**Records with interface code:**
■ ■ ■ ■
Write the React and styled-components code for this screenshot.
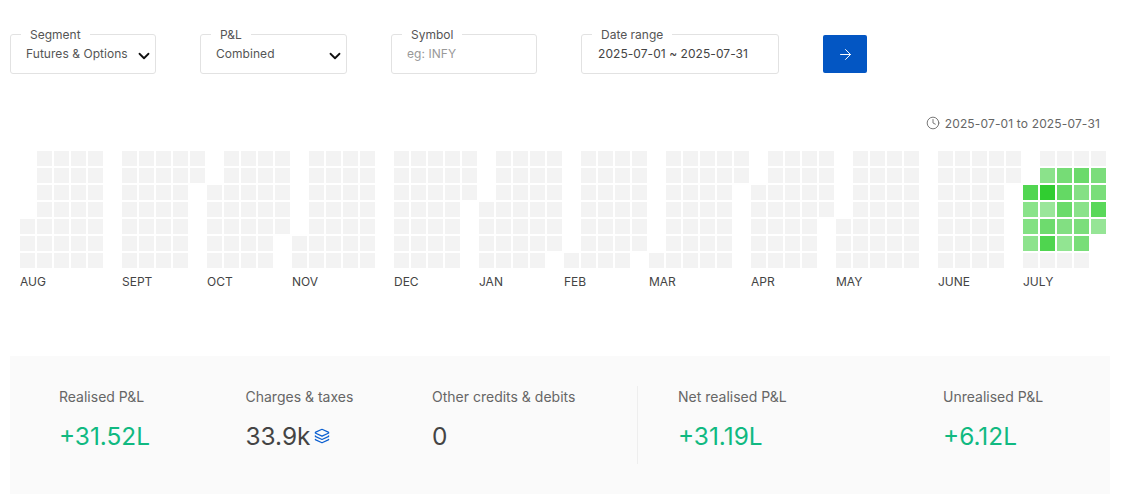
import styled, { createGlobalStyle } from "styled-components";
import { ArrowRight, ChevronDown, Clock, Layers } from "lucide-react";

const GlobalStyle = createGlobalStyle`
  body {
    margin: 0;
    background: #fff;
    font-family: Inter, "Liberation Sans", sans-serif;
    color: #444;
  }
`;

// each column is [first row, last row], null for a blank week
const MONTHS = [
  { label: "AUG", cols: [[4, 6], [0, 6], [0, 6], [0, 6], [0, 6], null] },
  { label: "SEPT", cols: [[0, 6], [0, 6], [0, 6], [0, 6], [0, 1]] },
  { label: "OCT", cols: [[2, 6], [0, 6], [0, 6], [0, 6], [0, 4]] },
  { label: "NOV", cols: [[5, 6], [0, 6], [0, 6], [0, 6], [0, 6], null] },
  { label: "DEC", cols: [[0, 6], [0, 6], [0, 6], [0, 6], [0, 2]] },
  { label: "JAN", cols: [[3, 6], [0, 6], [0, 6], [0, 6], [0, 5]] },
  { label: "FEB", cols: [[6, 6], [0, 6], [0, 6], [0, 6], [0, 5]] },
  { label: "MAR", cols: [[6, 6], [0, 6], [0, 6], [0, 6], [0, 6], [0, 1]] },
  { label: "APR", cols: [[2, 6], [0, 6], [0, 6], [0, 6], [0, 3]] },
  { label: "MAY", cols: [[4, 6], [0, 6], [0, 6], [0, 6], [0, 6], null] },
  { label: "JUNE", cols: [[0, 6], [0, 6], [0, 6], [0, 6], [0, 1]] },
  { label: "JULY", cols: [[2, 6], [0, 6], [0, 6], [0, 6], [0, 4]] },
];

// July's traded days, keyed by "col-row"
const JULY_COLOURS = {
  "1-1": "#8be28b", "2-1": "#76dc76", "3-1": "#6bda6b", "4-1": "#7bdd7b",
  "0-2": "#52d652", "1-2": "#30cd30", "2-2": "#64d964", "3-2": "#85e085", "4-2": "#7ade7a",
  "0-3": "#8ae38a", "1-3": "#9ae69a", "2-3": "#6adb6a", "3-3": "#8ae28a", "4-3": "#59d859",
  "0-4": "#83e183", "1-4": "#6edb6e", "2-4": "#82df82", "3-4": "#7bde7b", "4-4": "#96e596",
  "0-5": "#8de38d", "1-5": "#4fd54f", "2-5": "#92e592", "3-5": "#78de78",
};

const STATS_LEFT = [
  { label: "Realised P&L", value: "+31.52L", positive: true },
  { label: "Charges & taxes", value: "33.9k", breakdown: true },
  { label: "Other credits & debits", value: "0" },
];

const STATS_RIGHT = [
  { label: "Net realised P&L", value: "+31.19L", positive: true },
  { label: "Unrealised P&L", value: "+6.12L", positive: true },
];

function Stat({ label, value, positive, breakdown }) {
  return (
    <StatItem>
      <StatLabel>{label}</StatLabel>
      <StatValue $positive={positive}>
        {value}
        {breakdown && <Layers size={16} color="#0b5fd0" strokeWidth={1.9} />}
      </StatValue>
    </StatItem>
  );
}

function Month({ label, cols }) {
  return (
    <MonthBlock>
      <MonthGrid>
        {cols.map((col, c) => (
          <Week key={c}>
            {col &&
              Array.from({ length: 7 }, (_, r) => (
                <Day
                  key={r}
                  $empty={r < col[0] || r > col[1]}
                  $colour={label === "JULY" ? JULY_COLOURS[`${c}-${r}`] : undefined}
                />
              ))}
          </Week>
        ))}
      </MonthGrid>
      <MonthLabel>{label}</MonthLabel>
    </MonthBlock>
  );
}

export default function App() {
  return (
    <Page>
      <GlobalStyle />
      <Filters>
        <Field $width={146}>
          <Legend>Segment</Legend>
          <Select defaultValue="fo">
            <option value="fo">Futures &amp; Options</option>
          </Select>
          <Chevron size={18} strokeWidth={2.4} />
        </Field>
        <Field $width={147}>
          <Legend>P&amp;L</Legend>
          <Select defaultValue="combined">
            <option value="combined">Combined</option>
          </Select>
          <Chevron size={18} strokeWidth={2.4} />
        </Field>
        <Field $width={146}>
          <Legend>Symbol</Legend>
          <TextInput placeholder="eg: INFY" />
        </Field>
        <Field $width={198}>
          <Legend>Date range</Legend>
          <TextInput $inset={16} readOnly value="2025-07-01 ~ 2025-07-31" />
        </Field>
        <SubmitButton type="button" aria-label="Submit">
          <ArrowRight size={17} strokeWidth={1.4} />
        </SubmitButton>
      </Filters>

      <RangeNote>
        <Clock size={14} strokeWidth={1.5} />
        2025-07-01 to 2025-07-31
      </RangeNote>

      <Heatmap>
        {MONTHS.map((m) => (
          <Month key={m.label} label={m.label} cols={m.cols} />
        ))}
      </Heatmap>

      <StatsPanel>
        <StatsGroup>
          {STATS_LEFT.map((s) => (
            <Stat key={s.label} {...s} />
          ))}
        </StatsGroup>
        <StatsDivider />
        <StatsGroupRight>
          {STATS_RIGHT.map((s) => (
            <Stat key={s.label} {...s} />
          ))}
        </StatsGroupRight>
      </StatsPanel>
    </Page>
  );
}

const Page = styled.div`
  width: 1121px;
  height: 503px;
  overflow: hidden;
  box-sizing: border-box;
  padding: 27px 11px 0 10px;
`;

const Filters = styled.div`
  display: flex;
  align-items: flex-start;
  gap: 44px;
`;

const Field = styled.fieldset`
  position: relative;
  box-sizing: border-box;
  width: ${(p) => p.$width}px;
  height: 47px;
  margin: 0;
  padding: 0;
  min-width: 0;
  border: 1px solid #e2e2e2;
  border-radius: 3px;
`;

const Legend = styled.legend`
  margin-left: 10px;
  padding: 0 9px;
  font-size: 12px;
  line-height: 15px;
  color: #555;
`;

const Select = styled.select`
  display: block;
  width: 100%;
  height: 22px;
  margin: 0;
  padding: 0 20px 0 15px;
  appearance: none;
  border: 0;
  outline: 0;
  background: transparent;
  font: 12px Inter, "Liberation Sans", sans-serif;
  letter-spacing: 0.05px;
  color: #555;
`;

const Chevron = styled(ChevronDown)`
  position: absolute;
  right: 2px;
  top: 5px;
  color: #111;
  pointer-events: none;
`;

const TextInput = styled.input`
  display: block;
  box-sizing: border-box;
  width: 100%;
  height: 22px;
  margin: 0;
  padding: 0 ${(p) => p.$inset || 15}px;
  border: 0;
  outline: 0;
  background: transparent;
  font: 12px Inter, "Liberation Sans", sans-serif;
  letter-spacing: 0.06px;
  color: #444;

  &::placeholder {
    color: #999;
    opacity: 1;
  }
`;

const SubmitButton = styled.button`
  display: flex;
  align-items: center;
  justify-content: center;
  width: 44px;
  height: 38px;
  margin-top: 8px;
  padding: 0;
  border: 0;
  border-radius: 2px;
  background: #0356c3;
  color: #fff;
`;

const RangeNote = styled.div`
  display: flex;
  align-items: center;
  justify-content: flex-end;
  gap: 5px;
  height: 16px;
  margin-top: 41px;
  padding-right: 10px;
  font-size: 12px;
  letter-spacing: 0.15px;
  color: #666;
`;

const Heatmap = styled.div`
  display: flex;
  margin-top: 20px;
  padding-left: 10px;
`;

const MonthBlock = styled.div`
  display: flex;
  flex-direction: column;
`;

const MonthGrid = styled.div`
  display: flex;
`;

const Week = styled.div`
  display: flex;
  flex-direction: column;
  gap: 2px;
  width: 17px;
`;

const Day = styled.div`
  width: 15px;
  height: 15px;
  background: ${(p) => (p.$empty ? "transparent" : p.$colour || "#f3f3f3")};
`;

const MonthLabel = styled.div`
  margin-top: 6px;
  font-size: 12px;
  line-height: 15px;
  color: #444;
`;

const StatsPanel = styled.div`
  display: flex;
  align-items: center;
  box-sizing: border-box;
  width: 1100px;
  height: 138px;
  margin-top: 67px;
  padding-left: 49px;
  background: #fafafa;
`;

const StatsGroup = styled.div`
  display: grid;
  flex: none;
  grid-template-columns: repeat(3, 186.5px);
  width: 578px;
  margin-bottom: 10px;
`;

const StatsDivider = styled.div`
  flex: none;
  width: 1px;
  height: 78px;
  background: #eee;
`;

const StatsGroupRight = styled.div`
  display: grid;
  flex: none;
  grid-template-columns: 265px auto;
  margin-bottom: 10px;
  padding-left: 40px;
`;

const StatItem = styled.div`
  display: flex;
  flex-direction: column;
  gap: 16px;
`;

const StatLabel = styled.div`
  font-size: 14px;
  line-height: 16px;
  color: #666;
`;

const StatValue = styled.div`
  display: flex;
  align-items: center;
  gap: 4px;
  font-size: 24.4px;
  line-height: 30px;
  color: ${(p) => (p.$positive ? "#10b981" : "#444")};
`;
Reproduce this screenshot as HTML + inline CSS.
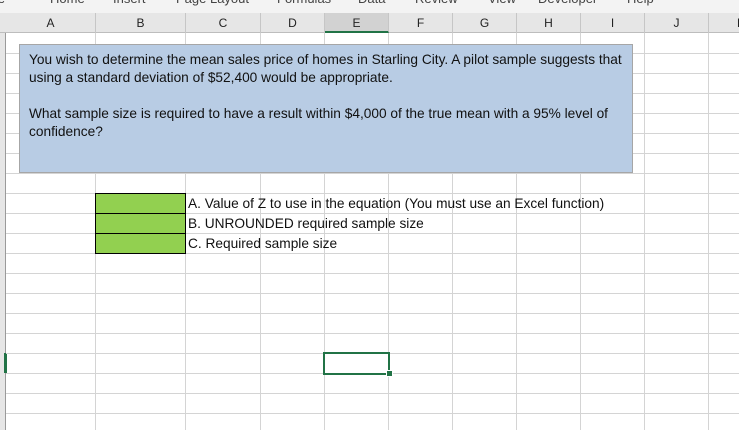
<!DOCTYPE html>
<html><head><style>
body{margin:0;width:739px;height:430px;overflow:hidden;background:#fff;font-family:"Liberation Sans",sans-serif;position:relative}
.menu{position:absolute;left:0;top:0;width:739px;height:13px;background:#f3f3f3;overflow:hidden}
.menu span{position:absolute;top:-9px;font-size:13px;color:#444}
.hdr{position:absolute;left:0;top:13px;width:739px;height:20px;background:#e6e6e6;border-bottom:1px solid #bdbdbd;box-sizing:border-box}
.ch{position:absolute;top:13px;height:20px;line-height:20px;text-align:center;font-size:12px;color:#222;border-right:1px solid #c6c6c6;box-sizing:border-box}
.vl{position:absolute;top:33px;width:1px;height:397px;background:#d4d4d4}
.hl{position:absolute;left:6px;width:733px;height:1px;background:#d4d4d4}
.rh{position:absolute;left:0;top:33px;width:5px;height:397px;background:#e6e6e6;border-right:1px solid #9a9a9a}
</style></head><body>
<div class="menu">
<span style="left:-8px">ile</span><span style="left:50px">Home</span><span style="left:113px">Insert</span><span style="left:176px">Page Layout</span><span style="left:277px">Formulas</span><span style="left:358px">Data</span><span style="left:415px">Review</span><span style="left:488px">View</span><span style="left:538px">Developer</span><span style="left:627px">Help</span>
</div>
<div class="hdr"></div>
<div class="ch" style="left:6px;width:90px">A</div>
<div class="ch" style="left:96px;width:90px">B</div>
<div class="ch" style="left:186px;width:75px">C</div>
<div class="ch" style="left:261px;width:64px">D</div>
<div class="ch" style="left:325px;width:64px;background:#d2d2d2;border-bottom:2px solid #217346">E</div>
<div class="ch" style="left:389px;width:64px">F</div>
<div class="ch" style="left:453px;width:64px">G</div>
<div class="ch" style="left:517px;width:64px">H</div>
<div class="ch" style="left:581px;width:64px">I</div>
<div class="ch" style="left:645px;width:64px">J</div>
<div class="ch" style="left:709px;width:64px;text-align:left;padding-left:28px">K</div>
<div class="rh"></div>
<div style="position:absolute;left:4px;top:353px;width:3px;height:20px;background:#217346"></div>
<div class="vl" style="left:95px"></div><div class="vl" style="left:185px"></div><div class="vl" style="left:260px"></div><div class="vl" style="left:324px"></div><div class="vl" style="left:388px"></div><div class="vl" style="left:452px"></div><div class="vl" style="left:516px"></div><div class="vl" style="left:580px"></div><div class="vl" style="left:644px"></div><div class="vl" style="left:708px"></div>
<div class="hl" style="top:53px"></div><div class="hl" style="top:73px"></div><div class="hl" style="top:93px"></div><div class="hl" style="top:113px"></div><div class="hl" style="top:133px"></div><div class="hl" style="top:153px"></div><div class="hl" style="top:173px"></div><div class="hl" style="top:193px"></div><div class="hl" style="top:213px"></div><div class="hl" style="top:233px"></div><div class="hl" style="top:253px"></div><div class="hl" style="top:273px"></div><div class="hl" style="top:293px"></div><div class="hl" style="top:313px"></div><div class="hl" style="top:333px"></div><div class="hl" style="top:353px"></div><div class="hl" style="top:373px"></div><div class="hl" style="top:393px"></div><div class="hl" style="top:413px"></div>
<div style="position:absolute;left:19px;top:44px;width:614px;height:129px;background:#b8cce4;border:1px solid #a6a6a6;box-sizing:border-box;padding:6px 9px;font-size:13.7px;line-height:18px;color:#111">You wish to determine the mean sales price of homes in Starling City. A pilot sample suggests that using a standard deviation of $52,400 would be appropriate.<br><br>What sample size is required to have a result within $4,000 of the true mean with a 95% level of confidence?</div>
<div style="position:absolute;left:95px;top:193px;width:91px;height:61px;background:#92d050;border:1px solid #000;box-sizing:border-box"></div>
<div style="position:absolute;left:95px;top:213px;width:91px;height:1px;background:#000"></div>
<div style="position:absolute;left:95px;top:233px;width:91px;height:1px;background:#000"></div>
<div style="position:absolute;left:188px;top:194px;font-size:13.7px;line-height:20px;color:#111;white-space:nowrap">A. Value of Z to use in the equation (You must use an Excel function)<br>B. UNROUNDED required sample size<br>C. Required sample size</div>
<div style="position:absolute;left:323px;top:352px;width:67px;height:23px;border:2px solid #217346;box-sizing:border-box"></div>
<div style="position:absolute;left:386px;top:370px;width:5px;height:5px;background:#217346;border:1px solid #fff"></div>
</body></html>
■ ■ ■ ■
**The problem:** Make a tally of the lines in this data that include the string "screenshot", and answer with that tally alone.

**Written solution:** 2